Long-Term Consequences of a Conviction

People arrested in a mutual fight sometimes treat assault charges casually, especially for misdemeanor-level offenses. That’s a mistake. An assault conviction creates a criminal record that follows you for years and affects areas of life you might not expect.

  • Employment: Many employers run background checks, and industries like healthcare, education, law enforcement, and finance routinely disqualify applicants with violent offense convictions. Even outside those fields, a conviction can cost you opportunities when employers have other qualified candidates without records.
  • Housing: Landlords commonly reject applicants with assault convictions, and federal rules allow public housing providers to deny housing to individuals convicted of violent crimes.
  • Firearms: A misdemeanor conviction for domestic violence assault triggers a federal ban on possessing firearms or ammunition under 18 U.S.C. § 922(g)(9). This applies even though the offense is a misdemeanor, and the ban is permanent unless the conviction is expunged or pardoned.5Office of the Law Revision Counsel. 18 USC 922 – Unlawful Acts
  • Immigration: For non-citizens, an assault conviction can trigger deportation proceedings or bar eligibility for visas, green cards, or naturalization. Crimes involving moral turpitude, which many assault offenses qualify as, carry severe immigration consequences.
  • Professional licensing: State licensing boards for nurses, teachers, attorneys, and other regulated professions can revoke or deny licenses based on assault convictions.

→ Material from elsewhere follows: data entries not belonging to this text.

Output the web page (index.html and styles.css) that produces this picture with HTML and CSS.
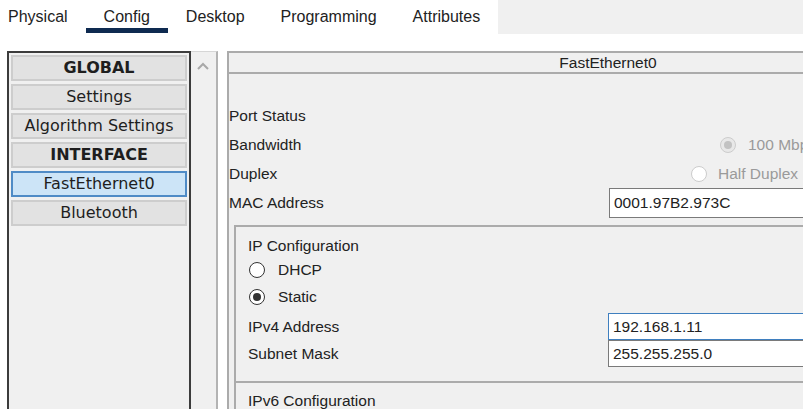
FILE: index.html
```html
<!DOCTYPE html>
<html>
<head>
<meta charset="utf-8">
<link rel="stylesheet" href="styles.css">
</head>
<body>
<div class="tabs">
  <div class="tab-strip">
    <span class="tab">Physical</span>
    <span class="tab active">Config</span>
    <span class="tab">Desktop</span>
    <span class="tab">Programming</span>
    <span class="tab">Attributes</span>
  </div>
  <div class="tab-fill"></div>
</div>
<div class="main">
  <div class="list">
    <div class="item bold">GLOBAL</div>
    <div class="item">Settings</div>
    <div class="item">Algorithm Settings</div>
    <div class="item bold">INTERFACE</div>
    <div class="item sel">FastEthernet0</div>
    <div class="item">Bluetooth</div>
  </div>
  <div class="scrollbar">
    <svg class="chev" width="14" height="9" viewBox="0 0 14 9"><path d="M2 7 L7 2 L12 7" fill="none" stroke="#a8a8a8" stroke-width="2"/></svg>
  </div>
  <div class="panel">
    <div class="panel-head">FastEthernet0</div>
    <div class="panel-body">
      <div class="row"><span class="label">Port Status</span></div>
      <div class="row"><span class="label">Bandwidth</span><span class="opt opt-bw"><span class="radio dis checked"></span><span class="opt-text">100 Mbps</span></span></div>
      <div class="row"><span class="label">Duplex</span><span class="opt opt-dup"><span class="radio dis"></span><span class="opt-text">Half Duplex</span></span></div>
      <div class="row"><span class="label">MAC Address</span><div class="field">0001.97B2.973C</div></div>
      <div class="group">
        <div class="group-title">IP Configuration</div>
        <div class="radio-row"><span class="radio"></span><span>DHCP</span></div>
        <div class="radio-row"><span class="radio checked"></span><span>Static</span></div>
        <div class="grow first"><span class="glabel">IPv4 Address</span><div class="field gfield focus">192.168.1.11</div></div>
        <div class="grow"><span class="glabel">Subnet Mask</span><div class="field gfield">255.255.255.0</div></div>
      </div>
      <div class="group group6">
        <div class="group-title">IPv6 Configuration</div>
      </div>
    </div>
  </div>
</div>
</body>
</html>
```
FILE: styles.css
```css
html, body {
  margin: 0;
  padding: 0;
}
body {
  width: 803px;
  height: 409px;
  overflow: hidden;
  background: #ffffff;
  font-family: "Liberation Sans", Arial, sans-serif;
  font-size: 15.5px;
  color: #222222;
}

.tabs {
  display: flex;
  height: 34px;
}
.tab-strip {
  display: flex;
  width: 498px;
  flex: none;
}
.tab {
  position: relative;
  padding: 0 18px;
  line-height: 34px;
  font-size: 16px;
  color: #222;
}
.tab:first-child {
  padding-left: 8px;
}
.tab.active::after {
  content: "";
  position: absolute;
  left: 0;
  right: 0;
  top: 28px;
  height: 5px;
  background: #0e2a50;
}
.tab-fill {
  flex: 1;
  background: #f0f0f0;
}

.main {
  display: flex;
  margin-top: 17px;
  padding-left: 7px;
  height: 400px;
}

.list {
  width: 184px;
  flex: none;
  box-sizing: border-box;
  border: 2px solid #3c3c3c;
  border-bottom: none;
  background: #f0f0f0;
  padding: 2px;
  display: flex;
  flex-direction: column;
  gap: 3px;
}
.item {
  height: 26px;
  box-sizing: border-box;
  border: 2px solid #cdcdcd;
  background: #e2e2e2;
  font-family: "DejaVu Sans", Verdana, sans-serif;
  font-size: 16px;
  line-height: 22px;
  text-align: center;
  color: #1e1e1e;
  white-space: nowrap;
}
.item.bold {
  font-weight: bold;
}
.item.sel {
  background: #cce4f7;
  border-color: #4f8bc6;
}

.scrollbar {
  width: 27px;
  flex: none;
  box-sizing: border-box;
  background: #f0f0f0;
  border-top: 1px solid #d6d6d6;
  border-right: 2px solid #b3b3b3;
  display: flex;
  justify-content: center;
  align-items: flex-start;
}
.chev {
  margin-top: 10px;
  margin-right: 2px;
}

.panel {
  margin-left: 9px;
  width: 762px;
  flex: none;
  box-sizing: border-box;
  border: 2px solid #ababab;
  border-bottom: none;
  background: #f0f0f0;
}
.panel-head {
  height: 19px;
  line-height: 19px;
  text-align: center;
  border-bottom: 2px solid #ababab;
}
.panel-body {
  padding-top: 27px;
}
.row {
  display: flex;
  align-items: center;
  height: 29px;
}
.label {
  width: 380px;
  flex: none;
}
.opt {
  display: flex;
  align-items: center;
  color: #9a9a9a;
  white-space: nowrap;
}
.opt-bw {
  margin-left: 111px;
}
.opt-bw .opt-text {
  margin-left: 12px;
}
.opt-dup {
  margin-left: 82px;
}
.opt-dup .opt-text {
  margin-left: 11px;
}

.radio {
  position: relative;
  width: 16px;
  height: 16px;
  box-sizing: border-box;
  border: 1px solid #333;
  border-radius: 50%;
  background: #fff;
  flex: none;
}
.radio.checked::after {
  content: "";
  position: absolute;
  left: 3px;
  top: 3px;
  width: 8px;
  height: 8px;
  border-radius: 50%;
  background: #333;
}
.radio.dis {
  border-color: #cccccc;
  background: #ffffff;
}
.radio.dis.checked {
  background: #e8e8e8;
}
.radio.dis.checked::after {
  background: #c2c2c2;
}

.field {
  width: 300px;
  height: 30px;
  box-sizing: border-box;
  border: 1px solid #7a7a7a;
  background: #ffffff;
  padding-left: 4px;
  line-height: 28px;
  flex: none;
}

.group {
  margin: 8px 0 0 5px;
  border: 2px solid #ababab;
  padding: 9px 0 14px 12px;
}
.group-title {
  height: 20px;
  line-height: 20px;
}
.radio-row {
  display: flex;
  align-items: center;
  height: 27px;
}
.radio-row + .radio-row {
  height: 28px;
}
.radio-row .radio {
  margin-left: 1px;
  margin-right: 13px;
}
.grow {
  display: flex;
  align-items: center;
  height: 27px;
}
.grow.first {
  margin-top: 2px;
}
.glabel {
  width: 360px;
  flex: none;
}
.gfield {
  height: 27px;
  line-height: 25px;
}
.gfield.focus {
  border-color: #3f7fbf;
}
.group6 {
  margin-top: 0;
  border-top: none;
  padding-top: 8px;
}
```
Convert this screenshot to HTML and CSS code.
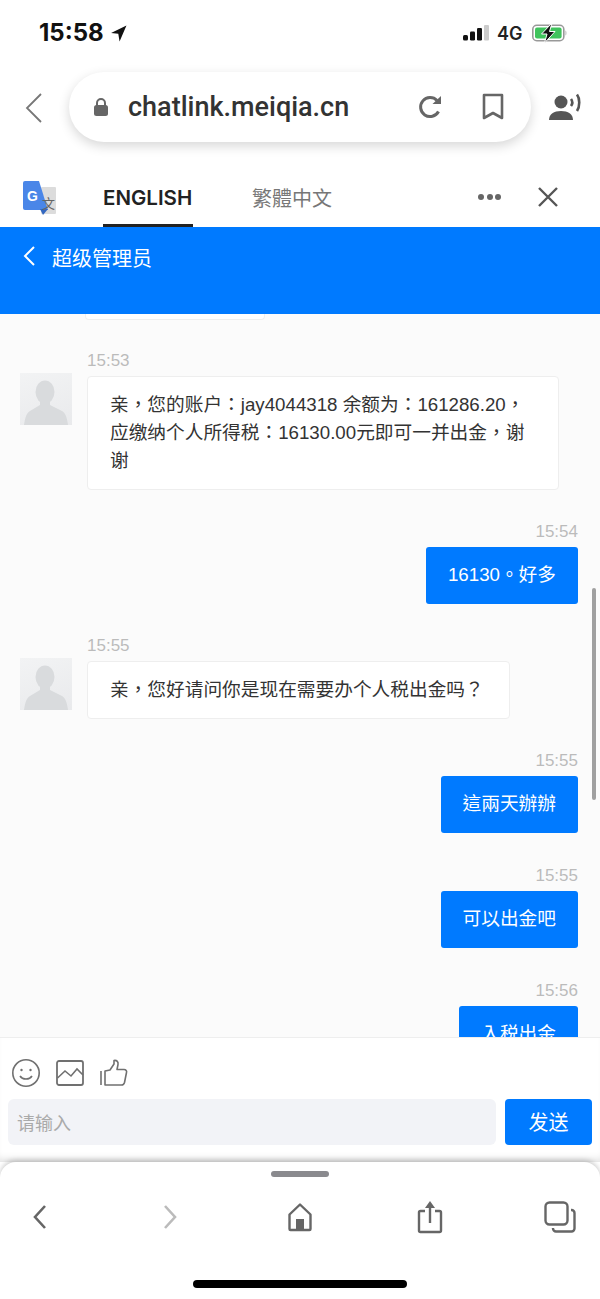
FILE: index.html
```html
<!DOCTYPE html>
<html lang="en">
<head>
    <meta charset="UTF-8">
    <meta name="viewport" content="width=device-width, initial-scale=1.0">
    <title>chatlink.meiqia.cn</title>
    <link rel="stylesheet" href="styles.css">
</head>
<body>
    <div class="phone">
        <div class="status">
            <div class="clock">15:58
                <svg class="arrow" width="17" height="17" viewBox="0 0 16 16"><path d="M15.500 .5 1 7.500l6.800.8L9 15.500z" fill="#111"/></svg>
            </div>
            <div class="status-right">
                <svg width="26" height="16" viewBox="0 0 26 16"><rect x="0" y="10" width="5" height="5.500" rx="1.500" fill="#111"/><rect x="7" y="6.500" width="5" height="9" rx="1.200" fill="#111"/><rect x="14" y="3" width="5" height="12.500" rx="1.200" fill="#111"/><rect x="21" y="0" width="5" height="15.500" rx="1" fill="#ccc"/></svg>
                <span class="net">4G</span>
                <svg width="36" height="20" viewBox="0 0 36 20"><rect x="0.800" y="2.300" width="31" height="15.400" rx="4" fill="none" stroke="#999" stroke-width="1.600"/><rect x="3" y="4.500" width="26.600" height="11" rx="2" fill="#3fc35c"/><path d="M33.500 7.500c1.200.4 1.200 4.600 0 5z" fill="#aaa"/><path d="M20 0 9.500 11H15l-2.500 9L23 8.500h-5.500z" fill="#111" stroke="#fff" stroke-width="1"/></svg>
            </div>
        </div>

        <div class="browser">
            <svg class="icon-back" width="20" height="32" viewBox="0 0 20 32"><path d="M17 2 3 16l14 14" fill="none" stroke="#777" stroke-width="1.800"/></svg>
            <div class="urlbar">
                <svg width="16" height="20" viewBox="0 0 16 20"><path d="M4 9V6a4 4 0 0 1 8 0v3" fill="none" stroke="#666" stroke-width="2"/><rect x="1" y="8" width="14" height="11" rx="2.500" fill="#666"/></svg>
                <span class="url">chatlink.meiqia.cn</span>
                <svg class="reload" width="26" height="26" viewBox="0 0 26 26"><path d="M20.500 17.500A9.500 9.500 0 1 1 19 6.500" fill="none" stroke="#666" stroke-width="3"/><path d="M14.500 10H23V2z" fill="#666"/></svg>
                <svg class="bookmark" width="22" height="28" viewBox="0 0 22 28"><path d="M2 2h18v23l-9-5-9 5z" fill="none" stroke="#666" stroke-width="2.600" stroke-linejoin="round"/></svg>
            </div>
            <svg class="speaker" width="36" height="30" viewBox="0 0 36 30"><circle cx="13" cy="10" r="6.500" fill="#555"/><path d="M1 28c0-6 5-9 12-9s12 3 12 9z" fill="#555"/><path d="M23 7c1.500 2 1.500 5 0 7M29 2.500c3 4 3 12 0 16.500" fill="none" stroke="#555" stroke-width="2.600"/></svg>
        </div>

        <div class="translate">
            <svg class="g-logo" width="36" height="36" viewBox="0 0 36 36">
                <rect x="19" y="7" width="15" height="27" rx="1" fill="#dcdcdc"/>
                <path d="M3 1h14l9 29H3a2 2 0 0 1-2-2V3a2 2 0 0 1 2-2z" fill="#4a86e8"/>
                <path d="M18 29h8l-5 6z" fill="#3468c0"/>
                <text x="5" y="21" class="g-letter">G</text>
                <text x="20" y="28" class="g-wen">文</text>
            </svg>
            <div class="tab tab-active">ENGLISH</div>
            <div class="tab tab-zh">繁體中文</div>
            <div class="dots"><i></i><i></i><i></i></div>
            <svg class="close" width="22" height="22" viewBox="0 0 22 22"><path d="M2 2l18 18M20 2 2 20" stroke="#555" stroke-width="2.400"/></svg>
        </div>

        <div class="chat-head">
            <svg width="14" height="22" viewBox="0 0 14 22"><path d="M12 2 3 11l9 9" fill="none" stroke="#fff" stroke-width="2"/></svg>
            <span>超级管理员</span>
        </div>

        <div class="chat">
            <div class="stub"></div>

            <div class="msg msg-first">
                <div class="time">15:53</div>
                <div class="row">
                    <div class="avatar"><svg width="52" height="52" viewBox="0 0 52 52"><ellipse cx="25" cy="19" rx="9.500" ry="11.500" fill="#d9dbdd"/><path d="M20 27h10v5l12 6c3 1.500 5 6 6 14H4c1-8 3-12.500 6-14l10-6z" fill="#d9dbdd"/></svg></div>
                    <div class="bubble bubble-long">亲，您的账户：jay4044318 余额为：161286.20，应缴纳个人所得税：16130.00元即可一并出金，谢谢</div>
                </div>
            </div>

            <div class="msg msg-me mt-a">
                <div class="time">15:54</div>
                <div class="bubble-me">16130。好多</div>
            </div>

            <div class="msg mt-a">
                <div class="time">15:55</div>
                <div class="row">
                    <div class="avatar"><svg width="52" height="52" viewBox="0 0 52 52"><ellipse cx="25" cy="19" rx="9.500" ry="11.500" fill="#d9dbdd"/><path d="M20 27h10v5l12 6c3 1.500 5 6 6 14H4c1-8 3-12.500 6-14l10-6z" fill="#d9dbdd"/></svg></div>
                    <div class="bubble">亲，您好请问你是现在需要办个人税出金吗？</div>
                </div>
            </div>

            <div class="msg msg-me mt-a">
                <div class="time">15:55</div>
                <div class="bubble-me">這兩天辦辦</div>
            </div>

            <div class="msg msg-me mt-b">
                <div class="time">15:55</div>
                <div class="bubble-me">可以出金吧</div>
            </div>

            <div class="msg msg-me mt-b">
                <div class="time">15:56</div>
                <div class="bubble-me">入税出金</div>
            </div>

            <div class="scrollbar"></div>
        </div>

        <div class="composer">
            <div class="tools">
                <svg width="30" height="30" viewBox="0 0 30 30"><circle cx="15" cy="15" r="13.200" fill="none" stroke="#707070" stroke-width="1.600"/><circle cx="10.500" cy="12" r="1.200" fill="#707070"/><circle cx="19.500" cy="12" r="1.200" fill="#707070"/><path d="M9 18c2.500 4 9.500 4 12 0" fill="none" stroke="#707070" stroke-width="1.600"/></svg>
                <svg width="30" height="28" viewBox="0 0 30 28"><rect x="2" y="2" width="26" height="24" rx="2" fill="none" stroke="#707070" stroke-width="1.800"/><path d="M2.500 19 10 12l6 5 6-7 6 6" fill="none" stroke="#707070" stroke-width="1.600"/></svg>
                <svg width="30" height="30" viewBox="0 0 30 30"><path d="M2 13v14" stroke="#707070" stroke-width="1.600"/><path d="M6 13l5-1 4-6V2.500c3-.5 4.500 1.500 4 4l-1 5h7c2 0 3 1.500 2.500 3l-2 10c-.4 1.500-1.500 2.500-3 2.500H6z" fill="none" stroke="#707070" stroke-width="1.600" stroke-linejoin="round"/></svg>
            </div>
            <div class="input-row">
                <div class="input">请输入</div>
                <div class="send">发送</div>
            </div>
        </div>

        <div class="sheet">
            <div class="grabber"></div>
            <div class="nav">
                <svg width="18" height="28" viewBox="0 0 18 28"><path d="M14 3 4 14l10 11" fill="none" stroke="#666" stroke-width="2.600"/></svg>
                <svg width="18" height="28" viewBox="0 0 18 28"><path d="M4 3l10 11L4 25" fill="none" stroke="#bbb" stroke-width="2.600"/></svg>
                <svg width="26" height="30" viewBox="0 0 26 30"><path d="M13 2.500 2.500 12.500V27a1 1 0 0 0 1 1h19a1 1 0 0 0 1-1V12.500z" fill="none" stroke="#666" stroke-width="2.400" stroke-linejoin="round"/><rect x="9" y="17" width="8" height="11" fill="#666"/></svg>
                <svg width="26" height="34" viewBox="0 0 26 34"><path d="M8 11H3.500A1.500 1.500 0 0 0 2 12.500v18A1.500 1.500 0 0 0 3.500 32h19a1.500 1.500 0 0 0 1.500-1.500v-18a1.500 1.500 0 0 0-1.500-1.500H18" fill="none" stroke="#666" stroke-width="2.400"/><path d="M13 23V4" stroke="#666" stroke-width="2.400"/><path d="M8 8l5-7 5 7z" fill="#666"/></svg>
                <svg width="32" height="32" viewBox="0 0 32 32"><rect x="1.500" y="1.500" width="22" height="22" rx="4" fill="none" stroke="#666" stroke-width="2.400"/><path d="M27 9h.5a3 3 0 0 1 3 3v15.500a3 3 0 0 1-3 3H12a3 3 0 0 1-3-3V27" fill="none" stroke="#666" stroke-width="2.400"/></svg>
            </div>
            <div class="home-bar"></div>
        </div>
    </div>
</body>
</html>
```
FILE: styles.css
```css
* { box-sizing: border-box; }
html, body { margin: 0; padding: 0; }
body { font-family: "Liberation Sans", "Noto Sans CJK TC", sans-serif; background: #fff; }
svg { display: block; flex: none; }

.phone { width: 600px; height: 1299px; display: flex; flex-direction: column; overflow: hidden; }

/* status bar */
.status { height: 72px; padding: 20px 32px 0 39px; display: flex; justify-content: space-between; align-items: flex-start; }
.clock { display: flex; align-items: center; gap: 6px; font-family: Inter, sans-serif; font-size: 24px; font-weight: 700; color: #111; line-height: 26px; }
.status-right { display: flex; align-items: center; gap: 8px; height: 26px; }
.net { width: 27px; font-family: Inter, sans-serif; font-size: 18px; font-weight: 600; color: #222; }

/* browser bar */
.browser { height: 98px; padding: 0 15px 0 24px; display: flex; align-items: flex-start; }
.icon-back { margin-top: 20px; }
.urlbar { width: 462px; height: 70px; margin-left: 25px; padding: 0 27px 0 24px; background: #fff; border-radius: 35px; box-shadow: 0 4px 12px rgba(0, 0, 0, .16); display: flex; align-items: center; }
.url { margin-left: 19px; font-family: Roboto, sans-serif; font-size: 27px; font-weight: 500; color: #333; white-space: nowrap; }
.reload { margin-left: auto; }
.bookmark { margin-left: 38px; }
.speaker { margin: 20px 0 0 17px; }

/* translate bar */
.translate { height: 57px; padding-left: 22px; display: flex; align-items: flex-start; }
.g-logo { margin-top: 10px; }
.g-letter { font-family: "Liberation Sans", sans-serif; font-size: 14px; font-weight: 700; fill: #fff; }
.g-wen { font-family: "Noto Sans CJK SC", sans-serif; font-size: 13px; fill: #666; }
.tab { height: 57px; padding-top: 15px; line-height: 26px; font-size: 20px; }
.tab-active { margin-left: 45px; width: 90px; font-family: Inter, sans-serif; font-weight: 600; font-size: 20.500px; color: #222; border-bottom: 3px solid #222; white-space: nowrap; }
.tab-zh { margin-left: 59px; color: #777; font-family: "Noto Sans CJK TC", sans-serif; font-size: 20px; }
.dots { margin: 24px 0 0 146px; display: flex; gap: 2.500px; }
.dots i { width: 6px; height: 6px; border-radius: 50%; background: #666; }
.close { margin: 16px 0 0 36px; }

/* blue header */
.chat-head { height: 87px; padding: 18px 0 0 22px; background: #007aff; color: #fff; display: flex; align-items: flex-start; gap: 16px; font-family: "Noto Sans CJK SC", sans-serif; font-size: 20px; line-height: 26px; }

/* messages */
.chat { position: relative; height: 723px; overflow: hidden; background: #fbfbfb; }
.stub { width: 180px; height: 6px; margin-left: 85px; background: #fff; border: 1px solid #efefef; border-top: 0; border-radius: 0 0 4px 4px; }
.msg-first { margin-top: 32px; }
.mt-a { margin-top: 33px; }
.mt-b { margin-top: 34px; }
.time { height: 18px; line-height: 18px; font-size: 17px; color: #bbb; padding-left: 87px; }
.msg-me { display: flex; flex-direction: column; align-items: flex-end; padding-right: 22px; }
.msg-me .time { padding: 0; }
.row { display: flex; align-items: flex-start; gap: 15px; margin-top: 3px; padding-left: 20px; }
.avatar { width: 52px; height: 52px; background: linear-gradient(160deg, #f2f3f4, #e9eaec); flex: none; }
.bubble { margin-top: 3px; padding: 14px 23px 14px 22px; background: #fff; border: 1px solid #eee; border-radius: 4px; font-size: 18.700px; line-height: 28px; color: #333; width: 423px; }
.bubble-long { width: 472px; }
.bubble-me { margin-top: 6px; padding: 14px 22px 15px; background: #007aff; color: #fff; border-radius: 3px; font-size: 18.700px; line-height: 28px; white-space: nowrap; }
.scrollbar { position: absolute; top: 274px; right: 4px; width: 4px; height: 212px; border-radius: 2px; background: #a0a0a0; }

/* composer */
.composer { height: 125px; padding: 20px 8px 0; background: #fff; border-top: 1px solid #eee; box-shadow: inset 0 -8px 8px -6px rgba(0, 0, 0, .14); }
.tools { display: flex; align-items: center; gap: 14px; padding-left: 3px; height: 30px; }
.input-row { margin-top: 11px; display: flex; gap: 9px; height: 46px; }
.input { width: 488px; padding-left: 9px; background: #f2f3f7; border-radius: 6px; font-family: "Noto Sans CJK SC", sans-serif; font-size: 18px; line-height: 46px; color: #aaa; }
.send { width: 87px; background: #007aff; border-radius: 4px; color: #fff; text-align: center; font-family: "Noto Sans CJK SC", sans-serif; font-size: 20px; line-height: 46px; }

/* bottom sheet */
.sheet { height: 137px; background: #fff; border-radius: 16px 16px 0 0; box-shadow: 0 -2px 5px rgba(0, 0, 0, .2); }
.grabber { width: 58px; height: 6px; margin: 9px auto 0; border-radius: 3px; background: #8a8a8e; }
.nav { margin-top: 21px; padding-left: 19px; display: grid; grid-template-columns: repeat(5, 42px); column-gap: 88px; justify-items: center; align-items: center; height: 38px; }
.home-bar { width: 214px; height: 8px; margin: 44px auto 0; border-radius: 4px; background: #000; }
```
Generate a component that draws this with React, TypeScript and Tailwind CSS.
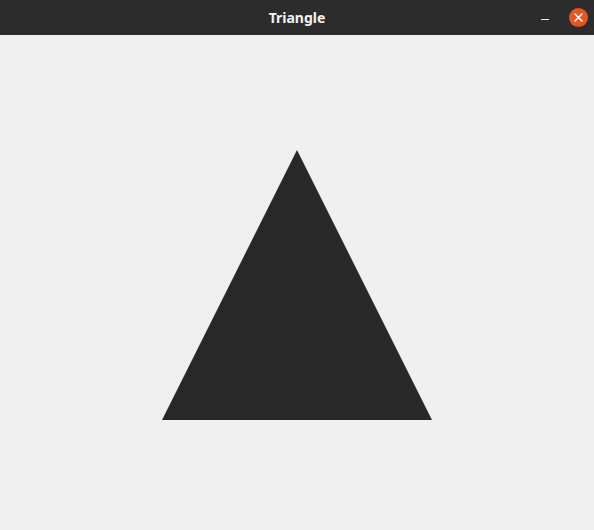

Expungement is available in some states for certain assault convictions, but the process takes time and typically requires a waiting period after completing the sentence. Several states have enacted “clean slate” laws that automate record sealing for eligible offenses, though violent crimes are commonly excluded from automatic relief. Court filing fees for expungement petitions vary widely by jurisdiction, and the process itself can take months. The best outcome is avoiding a conviction in the first place, which is why taking even a misdemeanor assault charge seriously from the moment of arrest is worth the effort.